There is a mantra in the adoption world: “Hurry up and wait.” In typical fashion, that was our next move. Since we received this referral during Thanksgiving week, our agency would be closing for a couple of days and instead of having the typical 3 or 4 days to decide on whether or not we wanted to pursue adopting this child, we had about 24 hours. We prayed that night, went to bed and woke up and looked at each other. “I’m in if you are” one of us said and the wait for the next steps began.
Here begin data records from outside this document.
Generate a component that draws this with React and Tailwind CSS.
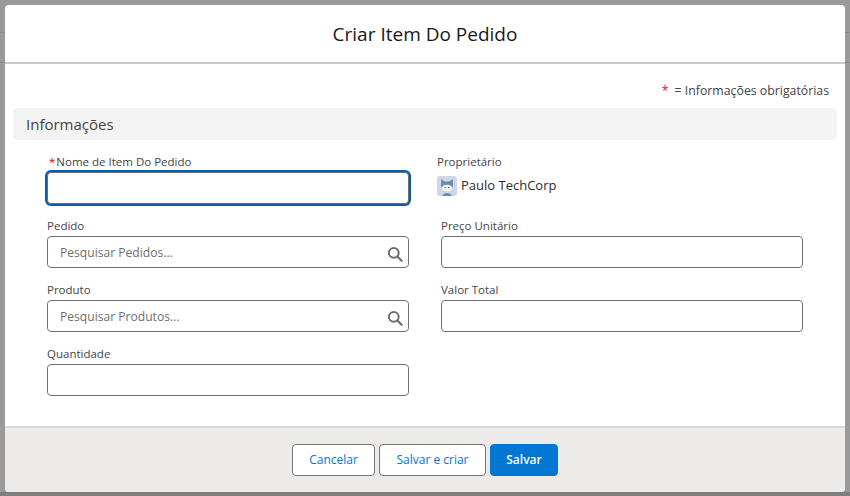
import React from "react";

const font = { fontFamily: '"Open Sans", "Noto Sans", sans-serif' };

function Search() {
  return (
    <svg width="16" height="16" viewBox="0 0 16 16" fill="none" className="absolute right-[5px] top-[9px]">
      <circle cx="6.8" cy="6.8" r="4.9" stroke="#706e6b" strokeWidth="2" />
      <path d="M10.4 10.4 L14.6 14.8" stroke="#706e6b" strokeWidth="2.2" strokeLinecap="round" />
    </svg>
  );
}

function Field({ label, placeholder, search, className = "" }) {
  return (
    <div className={`flex flex-col ${className}`}>
      <div className="h-[20px] text-[11.5px] leading-[20px] text-[#444444]">{label}</div>
      <div className="relative h-[32px] w-[362px] rounded-[4px] border border-[#706e6b] bg-white pl-[12px] text-[12.1px] leading-[31px] text-[#706e6b]">
        {placeholder}
        {search && <Search />}
      </div>
    </div>
  );
}

function Avatar() {
  return (
    <svg width="20" height="20" viewBox="0 0 20 20" className="mr-[4px] shrink-0">
      <rect width="20" height="20" rx="3" fill="#ccd8e8" />
      <path d="M4 10 L4.200 3 L7.500 5.500 H12.500 L15.800 3 L16 10 C16 13 4 13 4 10 Z" fill="#6f88ad" />
      <ellipse cx="10" cy="12" rx="4.800" ry="3.200" fill="#f6f8fb" />
      <path d="M5.500 20 C5.500 16 14.500 16 14.500 20 Z" fill="#6f88ad" />
      <circle cx="8.300" cy="11.500" r="0.700" fill="#44597a" />
      <circle cx="11.700" cy="11.500" r="0.700" fill="#44597a" />
    </svg>
  );
}

function Button({ children, primary, className = "" }) {
  return (
    <div
      className={`flex h-[32px] items-center justify-center rounded-[4px] border text-[12px] ${
        primary ? "border-[#0176d3] bg-[#0176d3] font-semibold text-white" : "border-[#747474] bg-white text-[#0176d3]"
      } ${className}`}
    >
      {children}
    </div>
  );
}

export default function App() {
  return (
    <div style={font} className="relative h-[496px] w-[850px] overflow-hidden bg-[#9a9a9a]">
      <div className="absolute left-0 top-[32px] h-px w-full bg-[#8a8a8a]" />
      <div className="absolute left-0 top-[62px] h-px w-full bg-[#8a8a8a]" />
      <div className="absolute bottom-0 left-0 h-[4px] w-full bg-[#7f7f7f]" />
      <div className="relative ml-[5px] mt-[5px] flex h-[487px] w-[840px] flex-col overflow-hidden rounded-[4px] bg-white">
        <header className="flex h-[59px] shrink-0 items-center justify-center border-b-2 border-[#c9c9c9] pt-[1px] text-[19px] text-[#181818]">
          Criar Item Do Pedido
        </header>
        <main className="flex-1 px-[8px]">
          <div className="flex h-[44px] items-center justify-end pr-[8px] pt-[10px] text-[12.3px] text-[#444444]">
            <span className="mr-[6px] text-[#ea001e]">*</span>= Informações obrigatórias
          </div>
          <div className="flex h-[32px] items-center rounded-[4px] bg-[#f3f3f3] pl-[13px] text-[15px] text-[#444444]">
            Informações
          </div>
          <div className="ml-[34px] mt-[11px] grid w-[756px] grid-cols-[362px_362px] gap-x-[32px]">
            <div className="flex flex-col">
              <div className="h-[21px] pl-[2px] text-[11.5px] leading-[21px] text-[#444444]">
                <span className="mr-[1px] text-[#ea001e]">*</span>Nome de Item Do Pedido
              </div>
              <div className="h-[32px] w-[362px] rounded-[4px] border border-[#706e6b] bg-white shadow-[0_0_0_2px_#0b5cab]" />
            </div>
            <div className="-ml-[4px] flex flex-col">
              <div className="h-[21px] text-[11.5px] leading-[21px] text-[#444444]">Proprietário</div>
              <div className="mt-[4px] flex h-[20px] items-center text-[13px] text-[#2b2b2b]">
                <Avatar />
                Paulo TechCorp
              </div>
            </div>
            <Field className="mt-[12px]" label="Pedido" placeholder="Pesquisar Pedidos..." search />
            <Field className="mt-[12px]" label="Preço Unitário" />
            <Field className="mt-[12px]" label="Produto" placeholder="Pesquisar Produtos..." search />
            <Field className="mt-[12px]" label="Valor Total" />
            <Field className="mt-[12px]" label="Quantidade" />
          </div>
        </main>
        <footer className="flex h-[66px] shrink-0 items-start justify-center gap-[4px] border-t-2 border-[#dddbda] bg-[#ecebea] pt-[16px]">
          <Button className="w-[83px]">Cancelar</Button>
          <Button className="w-[107px]">Salvar e criar</Button>
          <Button primary className="w-[68px]">Salvar</Button>
        </footer>
      </div>
    </div>
  );
}
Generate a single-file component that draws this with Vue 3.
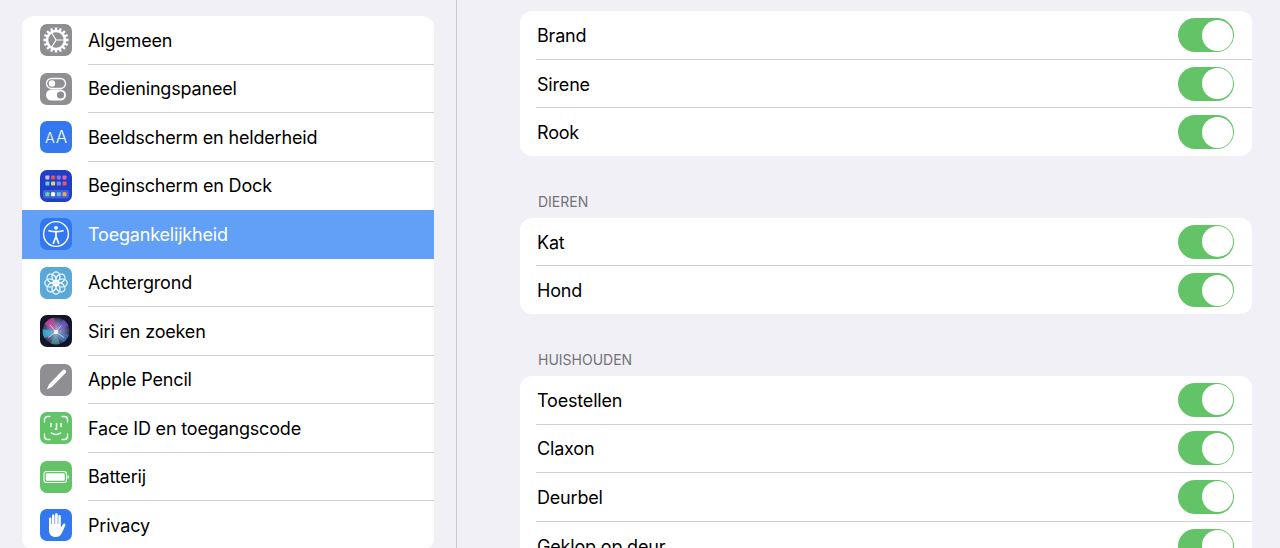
<script setup>
const menu = [
  { label: 'Algemeen', icon: 'gear' },
  { label: 'Bedieningspaneel', icon: 'switches' },
  { label: 'Beeldscherm en helderheid', icon: 'display' },
  { label: 'Beginscherm en Dock', icon: 'home' },
  { label: 'Toegankelijkheid', icon: 'access', active: true },
  { label: 'Achtergrond', icon: 'flower' },
  { label: 'Siri en zoeken', icon: 'siri' },
  { label: 'Apple Pencil', icon: 'pencil' },
  { label: 'Face ID en toegangscode', icon: 'face' },
  { label: 'Batterij', icon: 'battery' },
  { label: 'Privacy', icon: 'hand' },
]

const groups = [
  { title: '', items: ['Brand', 'Sirene', 'Rook'] },
  { title: 'DIEREN', items: ['Kat', 'Hond'] },
  { title: 'HUISHOUDEN', items: ['Toestellen', 'Claxon', 'Deurbel', 'Geklop op deur'] },
]

const gearTeeth = Array.from({ length: 16 }, (_, i) => i * 22.5)
const petals = [0, 45, 90, 135, 180, 225, 270, 315]
const homeDots = [
  ['#d9b8dc', '#e0565b', '#9a70e0', '#d868b8'],
  ['#6ac8f0', '#e8d05a', '#7a8ce0', '#e05a68'],
]
const dockDots = ['#72d0a0', '#ffffff', '#6ab8e8', '#e8a468']
</script>

<template>
  <div class="page">
    <aside class="sidebar">
      <ul class="menu">
        <li v-for="item in menu" :key="item.label" class="menu-row" :class="{ active: item.active }">
          <span class="icon" :class="'icon-' + item.icon">
            <svg v-if="item.icon === 'gear'" viewBox="0 0 32 32" width="32" height="32">
              <g fill="none" stroke="#fff">
                <circle cx="16" cy="16" r="9" stroke-width="2.6" />
                <path d="M16 16H25M16 16L11.500 8.200M16 16L11.500 23.800" stroke-width="1.200" />
                <path v-for="a in gearTeeth" :key="a" d="M16 3.400v3.400" stroke-width="2.400" :transform="`rotate(${a} 16 16)`" />
              </g>
            </svg>
            <svg v-else-if="item.icon === 'switches'" viewBox="0 0 32 32" width="32" height="32">
              <rect x="6.500" y="5.500" width="19" height="10" rx="5" fill="none" stroke="#fff" stroke-width="1.300" />
              <circle cx="12" cy="10.500" r="3.200" fill="#fff" />
              <rect x="6" y="16.500" width="20" height="11" rx="5.500" fill="#fff" />
              <circle cx="20.500" cy="22" r="3.600" fill="#8e8e93" />
            </svg>
            <span v-else-if="item.icon === 'display'" class="aa"><small>A</small>A</span>
            <svg v-else-if="item.icon === 'home'" viewBox="0 0 32 32" width="32" height="32">
              <g v-for="(row, r) in homeDots" :key="r">
                <rect v-for="(c, i) in row" :key="i" :x="5.400 + i * 5.700" :y="5.500 + r * 6" width="4" height="4" rx="0.700" :fill="c" />
              </g>
              <rect x="3" y="20" width="26" height="8.500" rx="2" fill="#3f62d4" />
              <rect v-for="(c, i) in dockDots" :key="c" :x="5.400 + i * 5.700" y="22.200" width="4" height="4" rx="0.700" :fill="c" />
            </svg>
            <svg v-else-if="item.icon === 'access'" viewBox="0 0 32 32" width="32" height="32">
              <circle cx="16" cy="16" r="12.400" fill="none" stroke="#fff" stroke-width="1.400" />
              <circle cx="16" cy="9.800" r="1.900" fill="#fff" />
              <path d="M9 12.800c4.600 1.200 9.400 1.200 14 0M16 14v5M16 18.500l-2.600 6.600M16 18.500l2.600 6.600" fill="none" stroke="#fff" stroke-width="1.700" stroke-linecap="round" />
            </svg>
            <svg v-else-if="item.icon === 'flower'" viewBox="0 0 32 32" width="32" height="32">
              <g fill="none" stroke="#fff" stroke-width="1.200">
                <ellipse v-for="a in petals" :key="a" cx="16" cy="9.800" rx="4" ry="5" :transform="`rotate(${a} 16 16)`" />
                <circle cx="16" cy="16" r="3" />
              </g>
            </svg>
            <svg v-else-if="item.icon === 'siri'" viewBox="0 0 32 32" width="32" height="32">
              <defs>
                <radialGradient id="siri-ball" cx="50%" cy="50%" r="52%">
                  <stop offset="0" stop-color="#b8b8d8" />
                  <stop offset="0.6" stop-color="#6a6a9c" />
                  <stop offset="1" stop-color="#2e2a52" />
                </radialGradient>
                <clipPath id="siri-clip"><circle cx="16" cy="16" r="13.500" /></clipPath>
              </defs>
              <circle cx="16" cy="16" r="13.500" fill="url(#siri-ball)" />
              <g clip-path="url(#siri-clip)">
                <path d="M16 17L3 8 5 3 14 3z" fill="#d8489c" opacity="0.7" />
                <path d="M16 17L3 24 2 14z" fill="#38c8e8" opacity="0.7" />
                <path d="M16 17L24 4 30 10z" fill="#7a58e0" opacity="0.6" />
                <path d="M16 17L30 20 24 29z" fill="#3a9ae0" opacity="0.5" />
                <path d="M16 17L20 30 10 30z" fill="#48d0a8" opacity="0.45" />
                <path d="M16 17L8 22.500M16 17L24 22.500M16 17L10 10M16 17L21 11" stroke="#fff" stroke-width="1" stroke-linecap="round" opacity="0.6" />
              </g>
              <circle cx="16" cy="17" r="2.200" fill="#fff" opacity="0.85" />
            </svg>
            <svg v-else-if="item.icon === 'pencil'" viewBox="0 0 32 32" width="32" height="32">
              <path d="M22.600 6.200c.9-.9 2.200-.9 3 0s.8 2-.1 2.900L11.800 23l-5 2.400 2.200-5.200z" fill="#fff" />
            </svg>
            <svg v-else-if="item.icon === 'face'" viewBox="0 0 32 32" width="32" height="32">
              <g fill="none" stroke="#fff" stroke-width="1.300" stroke-linecap="round">
                <path d="M4.500 10V7.500a3 3 0 0 1 3-3H10M22 4.500h2.500a3 3 0 0 1 3 3V10M27.500 22v2.500a3 3 0 0 1-3 3H22M10 27.500H7.500a3 3 0 0 1-3-3V22" />
                <path d="M11 11.500v3M21 11.500v3M16.500 11.500v5.500h-1.200M11.500 21c2.800 2 6.200 2 9 0" stroke-width="1.500" />
              </g>
            </svg>
            <svg v-else-if="item.icon === 'battery'" viewBox="0 0 32 32" width="32" height="32">
              <rect x="4" y="10.500" width="22.500" height="11" rx="2.600" fill="none" stroke="#fff" stroke-width="1.100" />
              <rect x="5.800" y="12.300" width="18.900" height="7.400" rx="1.200" fill="#fff" />
              <path d="M27.600 14v4c.9-.3 1.400-1 1.400-2s-.5-1.700-1.400-2z" fill="#fff" />
            </svg>
            <svg v-else-if="item.icon === 'hand'" viewBox="0 0 32 32" width="32" height="32">
              <path d="M9 9.800c0-1.900 2.400-1.900 2.400 0V15h.6V6.800c0-1.900 2.500-1.900 2.500 0V15h.6V5.600c0-1.900 2.600-1.900 2.600 0V15h.6V7.400c0-1.900 2.500-1.900 2.500 0v11.200l2-3.200c1.200-1.800 3.400-.6 2.500 1.200l-3.200 6.900C20.600 26.600 19 28 15.800 28 11.400 28 9 25.400 9 21z" fill="#fff" />
            </svg>
          </span>
          <span class="menu-label">{{ item.label }}</span>
        </li>
      </ul>
    </aside>

    <main class="detail">
      <section v-for="group in groups" :key="group.items[0]" class="group">
        <h2 v-if="group.title" class="group-title">{{ group.title }}</h2>
        <ul class="card">
          <li v-for="name in group.items" :key="name" class="row">
            <span class="row-label">{{ name }}</span>
            <span class="toggle"><span class="knob" /></span>
          </li>
        </ul>
      </section>
    </main>
  </div>
</template>

<style>
html, body {
  margin: 0;
  background: #f0f0f6;
  overflow: hidden;
}
</style>

<style scoped>
.page {
  display: flex;
  height: 548px;
  overflow: hidden;
  background: #f0f0f6;
  font-family: Inter, 'Liberation Sans', sans-serif;
  color: #000;
}

.sidebar {
  flex: none;
  box-sizing: border-box;
  width: 457px;
  padding: 16px 22px 0;
  border-right: 1px solid #c8c8cc;
}

.menu,
.card {
  list-style: none;
  margin: 0;
  padding: 0;
  background: #fff;
  border-radius: 12px;
  overflow: hidden;
}

.menu-row {
  display: flex;
  align-items: center;
  gap: 16px;
  box-sizing: border-box;
  height: 48.5px;
  padding-left: 18px;
}

.menu-label {
  flex: 1;
  align-self: stretch;
  display: flex;
  align-items: center;
  box-sizing: border-box;
  padding-top: 1px;
  font-size: 18px;
  letter-spacing: -0.18px;
  border-bottom: 1px solid #d0d0d4;
}

.menu-row:last-child .menu-label,
.menu-row.active .menu-label,
.menu-row:has(+ .active) .menu-label {
  border-bottom-color: transparent;
}

.menu-row.active {
  background: #62a0f8;
}

.menu-row.active .menu-label {
  color: #fff;
}

.icon {
  flex: none;
  width: 32px;
  height: 32px;
  border-radius: 7px;
  overflow: hidden;
  display: flex;
  align-items: center;
  justify-content: center;
}

.icon-gear,
.icon-switches,
.icon-pencil {
  background: #8e8e93;
}

.icon-display,
.icon-access,
.icon-hand {
  background: #3478f0;
}

.icon-home {
  background: #1f3fc8;
}

.icon-flower {
  background: #5aa8d8;
}

.icon-siri {
  background: #14142a;
}

.icon-face,
.icon-battery {
  background: #62c466;
}

.aa {
  color: #fff;
  font-size: 17px;
  font-weight: 300;
  line-height: 1;
}

.aa small {
  font-size: 14.5px;
  margin-right: 1px;
}

.detail {
  flex: 1;
  min-width: 0;
  padding: 11.3px 28px 0 63px;
}

.group + .group {
  margin-top: 36.7px;
}

.group-title {
  margin: 0 0 8px;
  padding-left: 18px;
  height: 17px;
  line-height: 18px;
  font-size: 14px;
  font-weight: 400;
  color: #737378;
}

.row {
  display: flex;
  align-items: center;
  justify-content: space-between;
  box-sizing: border-box;
  height: 48.5px;
  margin-left: 16px;
  padding-right: 18px;
  border-bottom: 1px solid #d0d0d4;
}

.row:last-child {
  height: 48px;
  border-bottom: 0;
}

.row-label {
  padding: 1px 0 0 1px;
  font-size: 18px;
  letter-spacing: -0.18px;
}

.toggle {
  display: flex;
  justify-content: flex-end;
  box-sizing: border-box;
  width: 56px;
  height: 34px;
  padding: 1.5px;
  border-radius: 17px;
  background: #62c466;
}

.knob {
  width: 31px;
  height: 31px;
  border-radius: 50%;
  background: #fff;
}
</style>
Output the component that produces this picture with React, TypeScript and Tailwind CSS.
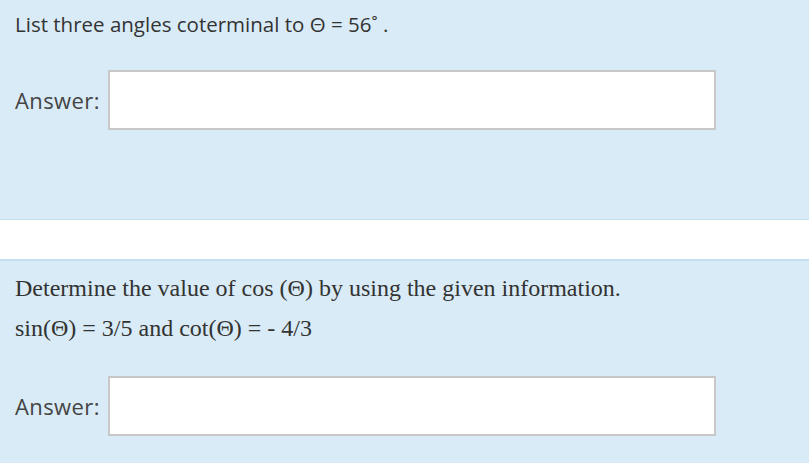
import React from "react";

const sans = { fontFamily: '"Open Sans", sans-serif' };

function AnswerRow() {
  return (
    <div className="flex items-center">
      <span className="w-[108px] pl-[15px] text-[22px] tracking-[0.4px] text-[#444]" style={sans}>
        Answer:
      </span>
      <div className="w-[608px] h-[60px] bg-white border-2 border-[#c8c8c8]" />
    </div>
  );
}

export default function App() {
  return (
    <div className="w-[809px] h-[463px] bg-white overflow-hidden">
      <div className="h-[220px] bg-[#d9ebf6] border-b border-[#c2e0f0]">
        <div className="pl-[15px] pt-[8px] text-[20.5px] leading-[32px] text-[#333]" style={sans}>
          List three angles coterminal to Θ = 56˚ .
        </div>
        <div className="mt-[30px]">
          <AnswerRow />
        </div>
      </div>
      <div className="h-[39px]" />
      <div className="h-[204px] bg-[#d9ebf6] border-t-2 border-[#c2e0f0]">
        <div
          className="pl-[15px] pt-[7px] text-[24px] leading-[40px] text-[#333]"
          style={{ fontFamily: '"Liberation Serif", serif' }}
        >
          <div>Determine the value of cos (Θ) by using the given information.</div>
          <div>sin(Θ) = 3/5 and cot(Θ) = - 4/3</div>
        </div>
        <div className="mt-[28px]">
          <AnswerRow />
        </div>
      </div>
    </div>
  );
}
Thankfully, other than a couple of delays (that seemed nerve-wracking and endless at the time) due to Chinese holidays and trade fairs, our plans progressed smoothly and we received our travel dates. We left for China in May of 2011 and met our daughter the day after Mother’s Day. How perfect was that? We had hoped to be there before her 5th birthday, but were a month late, but everything else went so very well. We were thankful for that, since we weren’t sure how much turmoil our hearts could handle this time around.
We flew home on May 20th and were reunited with our son at the airport and became a family of four. We are blessed beyond measure!